Records with interface code

[START]

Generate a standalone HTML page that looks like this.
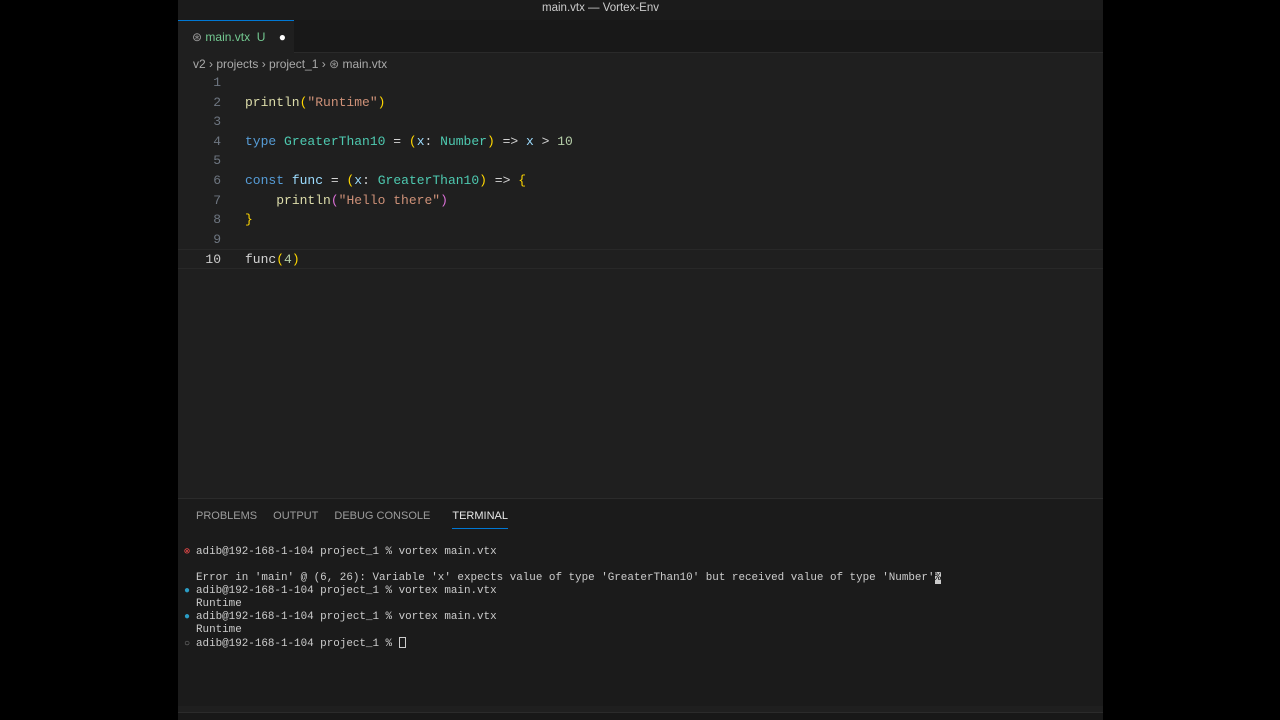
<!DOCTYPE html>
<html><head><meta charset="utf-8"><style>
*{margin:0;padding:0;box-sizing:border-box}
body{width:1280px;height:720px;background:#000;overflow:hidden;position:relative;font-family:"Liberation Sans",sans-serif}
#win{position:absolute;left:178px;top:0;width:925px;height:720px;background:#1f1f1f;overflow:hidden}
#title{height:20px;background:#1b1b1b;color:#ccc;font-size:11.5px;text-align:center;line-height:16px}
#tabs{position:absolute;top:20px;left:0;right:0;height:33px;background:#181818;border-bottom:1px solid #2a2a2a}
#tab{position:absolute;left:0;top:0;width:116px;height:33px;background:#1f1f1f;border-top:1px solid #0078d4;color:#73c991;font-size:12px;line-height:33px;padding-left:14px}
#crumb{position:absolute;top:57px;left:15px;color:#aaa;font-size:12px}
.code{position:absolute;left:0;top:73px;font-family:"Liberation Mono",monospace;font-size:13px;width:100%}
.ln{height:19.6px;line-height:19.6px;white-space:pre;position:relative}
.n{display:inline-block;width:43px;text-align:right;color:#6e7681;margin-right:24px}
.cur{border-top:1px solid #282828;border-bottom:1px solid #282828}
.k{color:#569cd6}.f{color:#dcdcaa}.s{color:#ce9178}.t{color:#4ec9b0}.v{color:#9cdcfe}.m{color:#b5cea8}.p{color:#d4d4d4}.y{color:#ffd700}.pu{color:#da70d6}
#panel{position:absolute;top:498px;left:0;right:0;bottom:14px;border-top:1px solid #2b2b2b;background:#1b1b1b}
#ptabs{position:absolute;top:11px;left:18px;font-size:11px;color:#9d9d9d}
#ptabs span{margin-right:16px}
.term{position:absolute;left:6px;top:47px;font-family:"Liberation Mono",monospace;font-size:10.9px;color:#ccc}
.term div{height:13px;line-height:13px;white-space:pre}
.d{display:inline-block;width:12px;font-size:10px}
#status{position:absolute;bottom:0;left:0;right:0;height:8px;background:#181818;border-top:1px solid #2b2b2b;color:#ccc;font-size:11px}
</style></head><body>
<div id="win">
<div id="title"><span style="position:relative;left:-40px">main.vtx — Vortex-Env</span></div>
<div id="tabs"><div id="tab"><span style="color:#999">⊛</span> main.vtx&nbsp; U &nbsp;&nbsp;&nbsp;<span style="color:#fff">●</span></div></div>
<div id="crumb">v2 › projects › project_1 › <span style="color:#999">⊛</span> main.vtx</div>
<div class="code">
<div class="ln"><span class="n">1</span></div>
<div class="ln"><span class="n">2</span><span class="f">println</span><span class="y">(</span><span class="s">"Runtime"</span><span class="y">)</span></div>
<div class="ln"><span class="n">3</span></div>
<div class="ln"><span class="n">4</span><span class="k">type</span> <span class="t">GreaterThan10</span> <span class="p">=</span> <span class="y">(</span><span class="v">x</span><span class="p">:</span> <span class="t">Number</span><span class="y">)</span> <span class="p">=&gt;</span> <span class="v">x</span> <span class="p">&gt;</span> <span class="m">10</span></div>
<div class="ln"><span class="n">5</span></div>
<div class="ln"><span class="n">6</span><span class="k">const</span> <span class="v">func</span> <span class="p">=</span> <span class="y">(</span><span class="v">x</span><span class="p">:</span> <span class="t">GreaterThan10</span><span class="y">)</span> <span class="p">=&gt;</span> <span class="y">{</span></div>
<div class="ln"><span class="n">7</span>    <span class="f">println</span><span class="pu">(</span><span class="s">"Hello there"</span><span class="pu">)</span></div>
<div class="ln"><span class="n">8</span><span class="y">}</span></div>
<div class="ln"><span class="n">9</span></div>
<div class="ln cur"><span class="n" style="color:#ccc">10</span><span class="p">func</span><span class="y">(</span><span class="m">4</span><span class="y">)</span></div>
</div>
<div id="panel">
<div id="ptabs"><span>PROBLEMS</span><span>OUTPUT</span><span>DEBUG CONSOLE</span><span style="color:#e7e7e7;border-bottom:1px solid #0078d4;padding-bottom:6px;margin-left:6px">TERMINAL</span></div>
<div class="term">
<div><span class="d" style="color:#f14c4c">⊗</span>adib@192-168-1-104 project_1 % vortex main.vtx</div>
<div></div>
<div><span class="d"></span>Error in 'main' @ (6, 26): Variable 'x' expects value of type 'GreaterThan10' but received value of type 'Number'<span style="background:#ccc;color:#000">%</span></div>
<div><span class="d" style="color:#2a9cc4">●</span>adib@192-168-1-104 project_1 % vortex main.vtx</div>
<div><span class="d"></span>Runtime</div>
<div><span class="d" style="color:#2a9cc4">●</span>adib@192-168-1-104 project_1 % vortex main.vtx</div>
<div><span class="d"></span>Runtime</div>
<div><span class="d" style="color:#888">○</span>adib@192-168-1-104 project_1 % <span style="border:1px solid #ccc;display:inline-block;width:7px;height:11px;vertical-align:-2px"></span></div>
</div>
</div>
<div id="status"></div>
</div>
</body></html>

[END]
[START]

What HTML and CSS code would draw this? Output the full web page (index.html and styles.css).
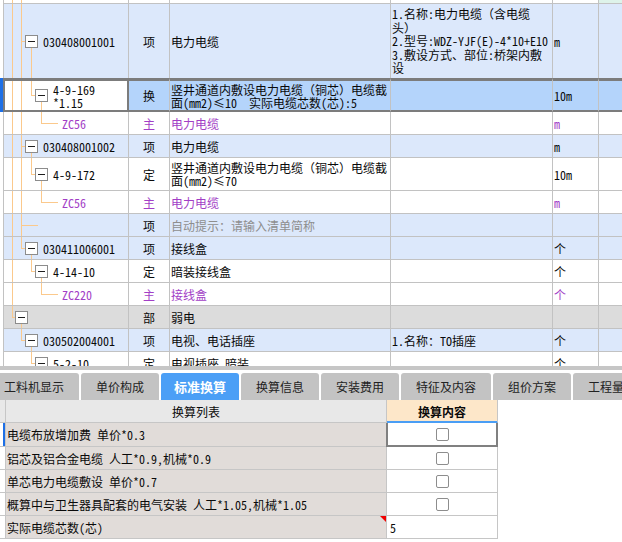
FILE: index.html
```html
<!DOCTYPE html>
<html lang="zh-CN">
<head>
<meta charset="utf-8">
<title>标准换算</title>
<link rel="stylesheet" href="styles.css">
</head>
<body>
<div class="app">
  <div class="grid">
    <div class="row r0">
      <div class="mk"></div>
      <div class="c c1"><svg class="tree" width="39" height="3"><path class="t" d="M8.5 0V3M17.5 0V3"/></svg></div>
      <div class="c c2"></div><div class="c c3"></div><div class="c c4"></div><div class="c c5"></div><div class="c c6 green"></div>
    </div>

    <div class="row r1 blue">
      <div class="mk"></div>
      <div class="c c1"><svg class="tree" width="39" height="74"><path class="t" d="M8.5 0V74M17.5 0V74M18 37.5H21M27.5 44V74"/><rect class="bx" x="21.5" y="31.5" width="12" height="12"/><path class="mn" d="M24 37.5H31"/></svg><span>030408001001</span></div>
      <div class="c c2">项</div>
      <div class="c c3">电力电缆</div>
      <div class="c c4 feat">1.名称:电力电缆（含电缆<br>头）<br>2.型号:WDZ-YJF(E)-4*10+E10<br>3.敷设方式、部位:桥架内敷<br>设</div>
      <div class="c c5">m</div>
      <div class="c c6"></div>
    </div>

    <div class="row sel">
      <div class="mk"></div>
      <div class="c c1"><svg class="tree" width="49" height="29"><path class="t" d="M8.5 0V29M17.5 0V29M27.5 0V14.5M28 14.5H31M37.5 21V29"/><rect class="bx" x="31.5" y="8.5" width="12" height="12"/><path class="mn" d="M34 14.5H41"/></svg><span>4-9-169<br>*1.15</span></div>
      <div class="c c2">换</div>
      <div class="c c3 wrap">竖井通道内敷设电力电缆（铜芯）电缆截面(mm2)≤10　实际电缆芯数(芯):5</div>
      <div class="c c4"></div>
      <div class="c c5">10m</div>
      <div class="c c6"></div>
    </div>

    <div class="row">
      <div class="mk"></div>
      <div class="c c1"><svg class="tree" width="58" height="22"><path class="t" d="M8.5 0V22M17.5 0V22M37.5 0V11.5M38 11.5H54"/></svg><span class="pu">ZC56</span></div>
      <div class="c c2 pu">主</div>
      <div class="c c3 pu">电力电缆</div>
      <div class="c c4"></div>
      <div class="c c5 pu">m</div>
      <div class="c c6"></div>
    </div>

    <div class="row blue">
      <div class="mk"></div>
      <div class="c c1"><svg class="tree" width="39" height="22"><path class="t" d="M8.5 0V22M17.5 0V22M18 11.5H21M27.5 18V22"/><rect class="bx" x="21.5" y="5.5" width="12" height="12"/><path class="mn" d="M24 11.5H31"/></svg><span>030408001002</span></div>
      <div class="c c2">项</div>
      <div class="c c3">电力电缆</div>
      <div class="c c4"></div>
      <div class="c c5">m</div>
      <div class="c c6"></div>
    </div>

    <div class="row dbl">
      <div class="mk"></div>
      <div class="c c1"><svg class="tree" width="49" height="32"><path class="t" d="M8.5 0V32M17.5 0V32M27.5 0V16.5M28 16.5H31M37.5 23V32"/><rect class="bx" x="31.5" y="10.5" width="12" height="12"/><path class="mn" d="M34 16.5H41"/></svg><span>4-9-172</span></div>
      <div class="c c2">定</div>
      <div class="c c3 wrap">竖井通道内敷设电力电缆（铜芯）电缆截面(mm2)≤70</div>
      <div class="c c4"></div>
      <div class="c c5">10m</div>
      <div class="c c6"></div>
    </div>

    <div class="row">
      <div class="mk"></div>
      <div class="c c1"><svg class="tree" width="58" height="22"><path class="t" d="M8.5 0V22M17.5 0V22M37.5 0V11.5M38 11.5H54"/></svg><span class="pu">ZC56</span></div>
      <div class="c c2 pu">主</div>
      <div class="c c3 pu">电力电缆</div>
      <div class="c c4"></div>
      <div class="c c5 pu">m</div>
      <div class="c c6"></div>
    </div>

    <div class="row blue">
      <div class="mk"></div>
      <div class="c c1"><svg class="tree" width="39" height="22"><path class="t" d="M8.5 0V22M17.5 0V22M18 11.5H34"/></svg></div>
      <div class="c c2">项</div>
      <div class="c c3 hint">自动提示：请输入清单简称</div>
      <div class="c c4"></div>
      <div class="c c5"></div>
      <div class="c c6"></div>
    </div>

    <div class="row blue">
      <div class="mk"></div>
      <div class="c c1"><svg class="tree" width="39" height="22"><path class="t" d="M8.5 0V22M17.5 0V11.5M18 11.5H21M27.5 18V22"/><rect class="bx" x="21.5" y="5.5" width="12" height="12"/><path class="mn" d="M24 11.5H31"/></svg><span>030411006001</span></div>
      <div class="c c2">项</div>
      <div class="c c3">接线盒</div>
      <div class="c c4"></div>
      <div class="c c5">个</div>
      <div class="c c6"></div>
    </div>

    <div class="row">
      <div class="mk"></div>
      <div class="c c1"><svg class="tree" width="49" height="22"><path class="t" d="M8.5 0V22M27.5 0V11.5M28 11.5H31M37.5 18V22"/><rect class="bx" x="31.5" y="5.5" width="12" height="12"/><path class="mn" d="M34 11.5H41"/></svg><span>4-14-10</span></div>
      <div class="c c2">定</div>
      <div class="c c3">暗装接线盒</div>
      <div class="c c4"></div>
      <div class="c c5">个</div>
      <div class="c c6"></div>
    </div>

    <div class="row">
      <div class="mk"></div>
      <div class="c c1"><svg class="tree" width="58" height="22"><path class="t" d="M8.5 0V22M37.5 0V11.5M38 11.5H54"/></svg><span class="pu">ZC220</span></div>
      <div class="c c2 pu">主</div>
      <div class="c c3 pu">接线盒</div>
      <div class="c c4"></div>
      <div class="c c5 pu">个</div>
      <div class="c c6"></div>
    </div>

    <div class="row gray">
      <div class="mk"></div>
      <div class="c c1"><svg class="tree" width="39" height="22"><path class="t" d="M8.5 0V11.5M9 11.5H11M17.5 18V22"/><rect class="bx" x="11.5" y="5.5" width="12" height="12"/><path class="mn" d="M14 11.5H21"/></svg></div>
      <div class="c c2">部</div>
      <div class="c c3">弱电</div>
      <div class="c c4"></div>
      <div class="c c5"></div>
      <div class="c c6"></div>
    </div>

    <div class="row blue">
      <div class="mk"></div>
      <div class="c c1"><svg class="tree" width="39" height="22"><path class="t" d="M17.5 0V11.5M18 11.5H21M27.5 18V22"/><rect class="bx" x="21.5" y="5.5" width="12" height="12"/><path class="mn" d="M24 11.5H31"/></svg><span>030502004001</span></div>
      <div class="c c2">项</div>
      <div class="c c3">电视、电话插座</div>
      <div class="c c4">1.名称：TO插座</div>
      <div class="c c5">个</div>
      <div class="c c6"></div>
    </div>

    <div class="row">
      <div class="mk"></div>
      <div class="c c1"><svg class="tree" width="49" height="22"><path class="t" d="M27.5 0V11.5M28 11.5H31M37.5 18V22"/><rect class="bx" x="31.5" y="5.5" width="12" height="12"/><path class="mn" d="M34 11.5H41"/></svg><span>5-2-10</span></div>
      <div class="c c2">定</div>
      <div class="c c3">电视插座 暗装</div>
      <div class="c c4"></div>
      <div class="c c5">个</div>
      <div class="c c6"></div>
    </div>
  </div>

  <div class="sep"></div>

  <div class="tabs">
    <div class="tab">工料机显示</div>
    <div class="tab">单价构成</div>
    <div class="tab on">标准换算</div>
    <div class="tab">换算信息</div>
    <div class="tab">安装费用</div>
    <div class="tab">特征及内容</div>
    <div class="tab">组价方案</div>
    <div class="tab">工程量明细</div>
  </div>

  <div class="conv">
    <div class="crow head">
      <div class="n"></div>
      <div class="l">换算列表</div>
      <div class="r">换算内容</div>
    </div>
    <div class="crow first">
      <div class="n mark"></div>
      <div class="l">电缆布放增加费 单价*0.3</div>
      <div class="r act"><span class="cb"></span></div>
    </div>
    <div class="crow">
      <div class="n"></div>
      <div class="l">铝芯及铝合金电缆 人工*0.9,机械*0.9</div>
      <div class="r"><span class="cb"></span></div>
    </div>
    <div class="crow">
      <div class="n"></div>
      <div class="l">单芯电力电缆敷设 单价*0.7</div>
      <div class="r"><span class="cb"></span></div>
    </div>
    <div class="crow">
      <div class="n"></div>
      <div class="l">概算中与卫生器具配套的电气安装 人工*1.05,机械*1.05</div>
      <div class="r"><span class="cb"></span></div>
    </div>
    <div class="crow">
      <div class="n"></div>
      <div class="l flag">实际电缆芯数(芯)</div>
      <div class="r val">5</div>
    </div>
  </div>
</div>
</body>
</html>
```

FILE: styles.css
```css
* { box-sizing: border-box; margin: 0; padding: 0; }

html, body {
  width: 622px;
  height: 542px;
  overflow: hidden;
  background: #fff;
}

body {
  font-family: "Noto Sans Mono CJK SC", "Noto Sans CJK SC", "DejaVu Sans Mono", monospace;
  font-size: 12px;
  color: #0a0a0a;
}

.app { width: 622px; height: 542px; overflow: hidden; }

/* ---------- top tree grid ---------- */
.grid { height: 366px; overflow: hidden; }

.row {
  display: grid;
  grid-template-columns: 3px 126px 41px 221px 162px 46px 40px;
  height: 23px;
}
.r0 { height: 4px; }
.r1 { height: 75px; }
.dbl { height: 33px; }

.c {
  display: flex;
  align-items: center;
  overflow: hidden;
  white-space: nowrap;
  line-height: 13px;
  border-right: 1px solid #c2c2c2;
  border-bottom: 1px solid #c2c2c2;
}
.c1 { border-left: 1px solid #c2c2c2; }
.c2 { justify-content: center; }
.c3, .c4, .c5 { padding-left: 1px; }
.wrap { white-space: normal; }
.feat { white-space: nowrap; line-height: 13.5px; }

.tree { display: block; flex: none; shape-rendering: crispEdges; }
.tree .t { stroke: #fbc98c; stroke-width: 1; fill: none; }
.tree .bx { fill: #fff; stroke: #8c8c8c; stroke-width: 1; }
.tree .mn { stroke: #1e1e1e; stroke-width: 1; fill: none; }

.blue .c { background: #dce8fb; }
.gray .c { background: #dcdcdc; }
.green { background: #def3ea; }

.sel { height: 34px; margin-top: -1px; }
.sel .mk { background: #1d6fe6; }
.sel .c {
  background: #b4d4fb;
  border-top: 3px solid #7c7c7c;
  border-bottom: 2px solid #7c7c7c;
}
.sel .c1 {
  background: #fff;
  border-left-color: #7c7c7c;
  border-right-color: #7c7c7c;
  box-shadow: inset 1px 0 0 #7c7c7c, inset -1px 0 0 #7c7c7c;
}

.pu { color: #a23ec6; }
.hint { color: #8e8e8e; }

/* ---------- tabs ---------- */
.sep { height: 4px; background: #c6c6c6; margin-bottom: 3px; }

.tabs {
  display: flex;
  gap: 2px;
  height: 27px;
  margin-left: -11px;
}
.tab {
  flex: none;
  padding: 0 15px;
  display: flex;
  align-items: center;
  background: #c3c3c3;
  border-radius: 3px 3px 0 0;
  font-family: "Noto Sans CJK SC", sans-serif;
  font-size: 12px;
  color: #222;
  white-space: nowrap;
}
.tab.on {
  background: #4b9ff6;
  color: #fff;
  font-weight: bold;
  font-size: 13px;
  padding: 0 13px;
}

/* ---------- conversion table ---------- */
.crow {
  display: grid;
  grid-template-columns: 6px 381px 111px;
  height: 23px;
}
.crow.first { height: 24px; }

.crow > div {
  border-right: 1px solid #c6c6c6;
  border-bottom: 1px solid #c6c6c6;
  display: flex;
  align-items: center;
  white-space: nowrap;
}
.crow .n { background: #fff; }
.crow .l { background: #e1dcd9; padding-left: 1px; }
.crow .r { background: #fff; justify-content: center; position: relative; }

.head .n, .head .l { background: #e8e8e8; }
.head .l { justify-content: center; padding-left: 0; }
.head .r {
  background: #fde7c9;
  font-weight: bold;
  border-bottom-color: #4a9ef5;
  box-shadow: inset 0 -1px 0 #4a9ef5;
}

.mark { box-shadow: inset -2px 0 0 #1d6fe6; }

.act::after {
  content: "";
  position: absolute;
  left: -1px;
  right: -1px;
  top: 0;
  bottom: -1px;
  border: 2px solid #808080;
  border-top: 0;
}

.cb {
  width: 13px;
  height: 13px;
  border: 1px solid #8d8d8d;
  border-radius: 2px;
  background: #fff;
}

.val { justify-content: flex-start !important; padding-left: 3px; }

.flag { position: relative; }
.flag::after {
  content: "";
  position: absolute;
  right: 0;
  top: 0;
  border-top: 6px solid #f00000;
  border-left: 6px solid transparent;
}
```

[END]
[START]

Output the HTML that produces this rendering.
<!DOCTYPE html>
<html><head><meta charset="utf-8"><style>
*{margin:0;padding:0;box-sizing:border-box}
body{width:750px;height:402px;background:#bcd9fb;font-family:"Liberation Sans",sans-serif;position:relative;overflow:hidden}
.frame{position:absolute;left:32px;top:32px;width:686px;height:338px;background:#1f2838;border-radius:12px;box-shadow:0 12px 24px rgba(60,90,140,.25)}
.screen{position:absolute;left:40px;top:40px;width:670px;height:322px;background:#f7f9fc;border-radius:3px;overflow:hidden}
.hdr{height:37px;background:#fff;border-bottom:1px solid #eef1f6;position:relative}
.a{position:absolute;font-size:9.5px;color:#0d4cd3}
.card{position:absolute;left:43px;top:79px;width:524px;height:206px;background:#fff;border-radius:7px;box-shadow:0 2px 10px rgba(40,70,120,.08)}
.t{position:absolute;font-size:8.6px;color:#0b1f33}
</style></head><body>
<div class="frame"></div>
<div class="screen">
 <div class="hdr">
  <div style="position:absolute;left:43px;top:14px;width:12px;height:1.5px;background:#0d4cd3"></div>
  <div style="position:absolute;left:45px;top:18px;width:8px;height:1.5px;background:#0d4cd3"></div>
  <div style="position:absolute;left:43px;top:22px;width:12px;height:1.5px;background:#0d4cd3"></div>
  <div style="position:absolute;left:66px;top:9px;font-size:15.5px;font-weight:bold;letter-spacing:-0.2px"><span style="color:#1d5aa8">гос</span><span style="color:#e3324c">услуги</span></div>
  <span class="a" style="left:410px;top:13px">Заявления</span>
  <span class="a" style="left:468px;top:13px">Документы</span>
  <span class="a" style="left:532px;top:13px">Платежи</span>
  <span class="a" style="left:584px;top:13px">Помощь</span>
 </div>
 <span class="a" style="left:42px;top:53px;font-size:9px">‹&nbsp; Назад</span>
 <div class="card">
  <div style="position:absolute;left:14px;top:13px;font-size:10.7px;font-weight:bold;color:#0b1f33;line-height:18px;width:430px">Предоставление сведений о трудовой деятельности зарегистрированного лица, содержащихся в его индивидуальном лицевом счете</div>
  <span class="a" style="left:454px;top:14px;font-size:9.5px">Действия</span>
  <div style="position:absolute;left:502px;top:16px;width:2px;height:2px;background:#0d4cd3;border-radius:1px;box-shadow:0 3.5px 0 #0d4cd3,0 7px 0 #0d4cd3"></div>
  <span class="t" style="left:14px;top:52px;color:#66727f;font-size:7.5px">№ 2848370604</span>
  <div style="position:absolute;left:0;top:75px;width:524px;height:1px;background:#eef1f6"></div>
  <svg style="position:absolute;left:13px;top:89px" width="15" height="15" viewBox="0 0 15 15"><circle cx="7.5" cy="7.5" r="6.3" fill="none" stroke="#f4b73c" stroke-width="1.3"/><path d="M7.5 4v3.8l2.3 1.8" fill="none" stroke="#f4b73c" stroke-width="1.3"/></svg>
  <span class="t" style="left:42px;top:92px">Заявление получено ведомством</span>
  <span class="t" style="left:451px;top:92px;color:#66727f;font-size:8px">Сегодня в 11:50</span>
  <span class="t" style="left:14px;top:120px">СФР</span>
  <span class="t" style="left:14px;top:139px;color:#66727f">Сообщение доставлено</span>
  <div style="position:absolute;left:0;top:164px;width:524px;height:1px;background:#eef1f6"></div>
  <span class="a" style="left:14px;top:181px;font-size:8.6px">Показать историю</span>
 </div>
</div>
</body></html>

[END]

WHAT IS NEEDED — Reproduce each line from the records that contains the word "styles".

SOLUTION —
What HTML and CSS code would draw this? Output the full web page (index.html and styles.css).
<link rel="stylesheet" href="styles.css">
FILE: styles.css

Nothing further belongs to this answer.